Birds That Live on Fruit

Frugivorous birds are found on every continent with tropical or temperate forests. Toucans, hornbills, cotingas, manakins, tanagers, and waxwings all eat significant amounts of fruit. In Costa Rican wet forests, 78% of understory bird species captured in one survey were frugivores, though only 6 of those 54 species were obligate fruit eaters. The rest were facultative, mixing fruit with insects or seeds. In Southeast Asian and New Guinean forests, the proportion drops to around 16 to 20% of understory species, reflecting differences in fruit availability and forest structure.

Body size matters for how effectively a bird disperses seeds. Larger frugivorous birds have wider gapes, allowing them to swallow more fruits and drop fewer during feeding. They also retain seeds in their guts longer than small birds, which means they carry seeds farther from the parent tree before depositing them. Hornbills are especially important seed dispersers in African and Asian tropical forests for exactly this reason. Smaller frugivorous birds like waxwings eat fruit efficiently but tend to deposit seeds closer to the source.

Reptiles and Fish

Frugivory isn’t limited to warm-blooded animals. Lizards are more frugivorous than most people realize. Over half of all iguana species eat fruit, making Iguanidae one of the most fruit-dependent lizard families (54.5% of species are frugivorous). Corytophanidae (basilisk lizards and relatives) follow at 44.4%, and Leiocephalidae (curly-tailed lizards) at 41.9%. Tortoises and even some crocodilians have been documented eating fruit and dispersing seeds, particularly in tropical river systems.

Fish round out the list in unexpected ways. Pacu, a South American freshwater fish related to piranhas, are well-known fruit eaters. During seasonal flooding in the Amazon, pacu swim into submerged forests and consume fallen fruits, crushing seeds with their powerful, flat molars. They’re one of the few fish groups recognized as legitimate seed dispersers.

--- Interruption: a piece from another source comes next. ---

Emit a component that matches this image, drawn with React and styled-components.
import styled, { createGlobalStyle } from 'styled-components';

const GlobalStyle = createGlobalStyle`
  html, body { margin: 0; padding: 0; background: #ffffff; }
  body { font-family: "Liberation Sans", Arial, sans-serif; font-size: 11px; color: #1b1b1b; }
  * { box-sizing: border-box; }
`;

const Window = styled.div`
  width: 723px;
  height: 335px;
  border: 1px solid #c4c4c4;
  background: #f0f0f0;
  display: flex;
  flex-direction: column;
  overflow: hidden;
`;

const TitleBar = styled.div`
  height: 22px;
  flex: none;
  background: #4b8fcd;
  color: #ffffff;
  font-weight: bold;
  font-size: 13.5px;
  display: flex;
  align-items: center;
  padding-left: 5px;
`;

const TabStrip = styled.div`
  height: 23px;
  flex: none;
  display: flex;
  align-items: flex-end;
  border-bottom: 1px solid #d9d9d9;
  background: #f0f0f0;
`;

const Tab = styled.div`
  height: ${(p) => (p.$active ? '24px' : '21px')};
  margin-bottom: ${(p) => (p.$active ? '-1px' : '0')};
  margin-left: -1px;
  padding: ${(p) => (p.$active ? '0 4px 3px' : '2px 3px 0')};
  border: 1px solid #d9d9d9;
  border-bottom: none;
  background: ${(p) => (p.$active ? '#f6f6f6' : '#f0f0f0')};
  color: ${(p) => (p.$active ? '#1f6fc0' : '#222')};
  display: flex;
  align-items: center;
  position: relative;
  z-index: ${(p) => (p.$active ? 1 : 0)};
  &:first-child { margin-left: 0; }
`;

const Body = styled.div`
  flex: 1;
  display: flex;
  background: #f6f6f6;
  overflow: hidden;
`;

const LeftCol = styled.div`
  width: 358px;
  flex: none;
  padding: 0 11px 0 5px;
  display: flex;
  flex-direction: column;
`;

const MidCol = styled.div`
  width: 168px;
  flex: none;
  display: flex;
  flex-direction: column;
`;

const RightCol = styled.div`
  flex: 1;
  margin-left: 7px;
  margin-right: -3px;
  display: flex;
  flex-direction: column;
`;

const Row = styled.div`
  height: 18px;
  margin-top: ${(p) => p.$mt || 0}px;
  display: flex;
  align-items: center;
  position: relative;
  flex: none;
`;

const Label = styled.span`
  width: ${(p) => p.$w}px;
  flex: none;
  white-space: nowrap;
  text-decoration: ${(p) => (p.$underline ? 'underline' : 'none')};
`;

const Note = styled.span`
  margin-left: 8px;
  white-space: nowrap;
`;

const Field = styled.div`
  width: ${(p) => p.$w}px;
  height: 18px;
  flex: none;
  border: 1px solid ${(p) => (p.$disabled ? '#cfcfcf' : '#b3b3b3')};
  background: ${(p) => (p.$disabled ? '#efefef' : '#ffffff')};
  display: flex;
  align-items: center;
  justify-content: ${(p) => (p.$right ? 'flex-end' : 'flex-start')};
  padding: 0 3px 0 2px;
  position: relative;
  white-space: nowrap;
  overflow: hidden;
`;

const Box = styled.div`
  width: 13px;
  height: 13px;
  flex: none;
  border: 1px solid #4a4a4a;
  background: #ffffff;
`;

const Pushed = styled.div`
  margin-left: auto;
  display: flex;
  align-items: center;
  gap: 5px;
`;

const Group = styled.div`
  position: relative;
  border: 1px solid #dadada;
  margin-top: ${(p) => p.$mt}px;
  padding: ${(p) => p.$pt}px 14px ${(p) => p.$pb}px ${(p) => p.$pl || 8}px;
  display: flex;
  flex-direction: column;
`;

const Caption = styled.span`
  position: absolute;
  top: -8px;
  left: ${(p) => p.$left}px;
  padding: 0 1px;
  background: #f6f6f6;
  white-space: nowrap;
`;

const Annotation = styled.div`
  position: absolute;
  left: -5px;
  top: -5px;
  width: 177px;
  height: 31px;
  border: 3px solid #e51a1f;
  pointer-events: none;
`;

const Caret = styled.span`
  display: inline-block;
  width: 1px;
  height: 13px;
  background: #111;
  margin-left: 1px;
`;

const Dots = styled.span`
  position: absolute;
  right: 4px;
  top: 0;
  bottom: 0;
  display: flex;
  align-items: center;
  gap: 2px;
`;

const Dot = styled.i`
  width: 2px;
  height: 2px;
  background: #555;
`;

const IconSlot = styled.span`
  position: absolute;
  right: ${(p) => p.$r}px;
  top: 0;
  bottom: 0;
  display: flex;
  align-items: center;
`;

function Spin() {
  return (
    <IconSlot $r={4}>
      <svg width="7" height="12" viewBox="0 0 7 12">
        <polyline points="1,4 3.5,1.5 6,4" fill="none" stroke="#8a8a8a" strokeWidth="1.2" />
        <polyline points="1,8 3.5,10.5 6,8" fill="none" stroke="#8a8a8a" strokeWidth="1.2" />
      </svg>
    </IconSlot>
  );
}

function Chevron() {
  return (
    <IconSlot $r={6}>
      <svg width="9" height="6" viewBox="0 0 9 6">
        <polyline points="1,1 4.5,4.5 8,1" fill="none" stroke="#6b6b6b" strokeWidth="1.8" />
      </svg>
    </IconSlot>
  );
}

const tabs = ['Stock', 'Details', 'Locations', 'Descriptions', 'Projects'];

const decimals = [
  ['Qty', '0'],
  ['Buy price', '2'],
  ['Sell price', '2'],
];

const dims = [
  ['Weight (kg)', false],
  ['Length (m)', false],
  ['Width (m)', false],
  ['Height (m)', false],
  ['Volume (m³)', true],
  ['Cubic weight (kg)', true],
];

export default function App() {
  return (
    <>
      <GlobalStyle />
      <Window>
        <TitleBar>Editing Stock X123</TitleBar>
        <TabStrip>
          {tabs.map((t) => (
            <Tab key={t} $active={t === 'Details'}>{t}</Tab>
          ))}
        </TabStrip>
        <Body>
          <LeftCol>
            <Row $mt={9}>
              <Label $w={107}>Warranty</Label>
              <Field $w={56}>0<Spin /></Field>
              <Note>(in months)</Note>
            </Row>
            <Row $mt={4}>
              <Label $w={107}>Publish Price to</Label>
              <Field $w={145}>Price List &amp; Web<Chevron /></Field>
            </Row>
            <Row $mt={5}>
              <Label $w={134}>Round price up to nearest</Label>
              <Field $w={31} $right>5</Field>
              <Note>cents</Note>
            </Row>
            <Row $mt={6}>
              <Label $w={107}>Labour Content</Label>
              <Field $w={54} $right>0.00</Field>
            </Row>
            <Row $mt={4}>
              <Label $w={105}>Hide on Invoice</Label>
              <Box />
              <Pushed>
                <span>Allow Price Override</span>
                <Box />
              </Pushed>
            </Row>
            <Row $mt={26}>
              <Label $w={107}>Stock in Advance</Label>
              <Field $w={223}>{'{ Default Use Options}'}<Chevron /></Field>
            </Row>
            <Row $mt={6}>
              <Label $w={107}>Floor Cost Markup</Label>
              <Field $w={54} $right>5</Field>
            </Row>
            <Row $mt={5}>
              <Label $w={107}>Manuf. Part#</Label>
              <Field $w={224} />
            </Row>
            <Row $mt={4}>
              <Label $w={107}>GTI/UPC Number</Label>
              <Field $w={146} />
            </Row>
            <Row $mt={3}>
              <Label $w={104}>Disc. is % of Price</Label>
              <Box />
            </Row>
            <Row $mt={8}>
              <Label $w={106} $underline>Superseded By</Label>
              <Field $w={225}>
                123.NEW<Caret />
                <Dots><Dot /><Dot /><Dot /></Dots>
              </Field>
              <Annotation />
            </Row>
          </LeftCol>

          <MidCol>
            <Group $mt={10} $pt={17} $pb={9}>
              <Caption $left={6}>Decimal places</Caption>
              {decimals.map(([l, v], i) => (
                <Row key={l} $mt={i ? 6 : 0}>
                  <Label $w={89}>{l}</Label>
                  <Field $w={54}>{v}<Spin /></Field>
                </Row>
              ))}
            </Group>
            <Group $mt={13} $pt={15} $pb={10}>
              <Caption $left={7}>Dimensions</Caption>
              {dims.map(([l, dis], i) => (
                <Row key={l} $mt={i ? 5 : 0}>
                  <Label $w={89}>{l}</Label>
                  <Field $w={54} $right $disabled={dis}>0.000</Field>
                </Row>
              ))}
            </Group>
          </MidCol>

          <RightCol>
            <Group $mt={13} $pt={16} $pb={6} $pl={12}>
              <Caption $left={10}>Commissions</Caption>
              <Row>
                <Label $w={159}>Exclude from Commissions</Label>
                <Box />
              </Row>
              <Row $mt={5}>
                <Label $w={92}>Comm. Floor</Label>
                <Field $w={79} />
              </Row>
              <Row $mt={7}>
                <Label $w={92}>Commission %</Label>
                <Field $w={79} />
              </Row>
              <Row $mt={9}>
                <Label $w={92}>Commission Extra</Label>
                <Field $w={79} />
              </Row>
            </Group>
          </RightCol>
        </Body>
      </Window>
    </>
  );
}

Why Frugivores Matter for Forests

Up to 90% of tropical tree species depend on animals to disperse their seeds. Even in temperate regions, the figure reaches about 60%. Without frugivores swallowing fruit and depositing seeds elsewhere, many tree species would simply drop their seeds beneath their own canopy, where competition with the parent tree makes survival unlikely.

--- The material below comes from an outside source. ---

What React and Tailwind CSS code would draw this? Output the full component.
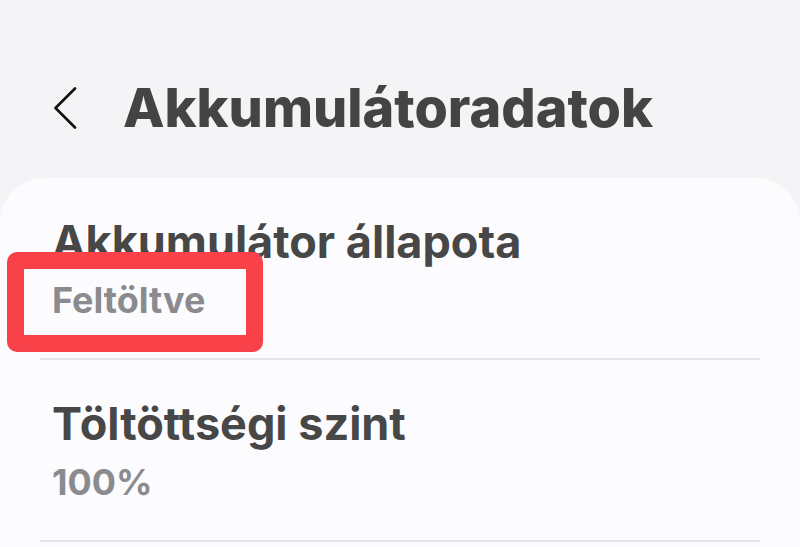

This relationship is a mutualism: the plant produces a nutritious, brightly colored package around its seeds, and the animal gets a meal in exchange for transportation. Plants that rely on bat dispersal tend to produce fruits rich in easily absorbed sugars and free amino acids rather than complex proteins, reducing metabolic costs for the plant while perfectly matching the bat’s rapid digestion. Bird-dispersed fruits are often red or black, colors that stand out against green foliage to trichromatic or tetrachromatic eyes. The size, color, scent, and nutritional profile of a fruit often reveal which animal group the plant “designed” it for.

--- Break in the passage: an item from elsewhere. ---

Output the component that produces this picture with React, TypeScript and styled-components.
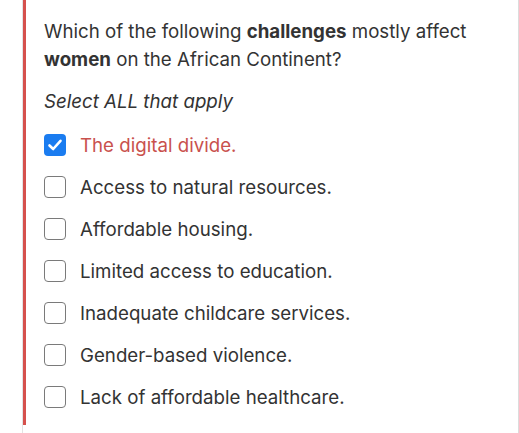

The loss of large frugivores from an ecosystem can have cascading consequences. When hornbills, large primates, or flying foxes disappear from a forest, the trees that depend on them for seed dispersal lose their primary means of reproduction and genetic exchange. Smaller frugivores can pick up some of the slack, but they move seeds shorter distances and can’t swallow the largest fruits, leaving some plant species stranded.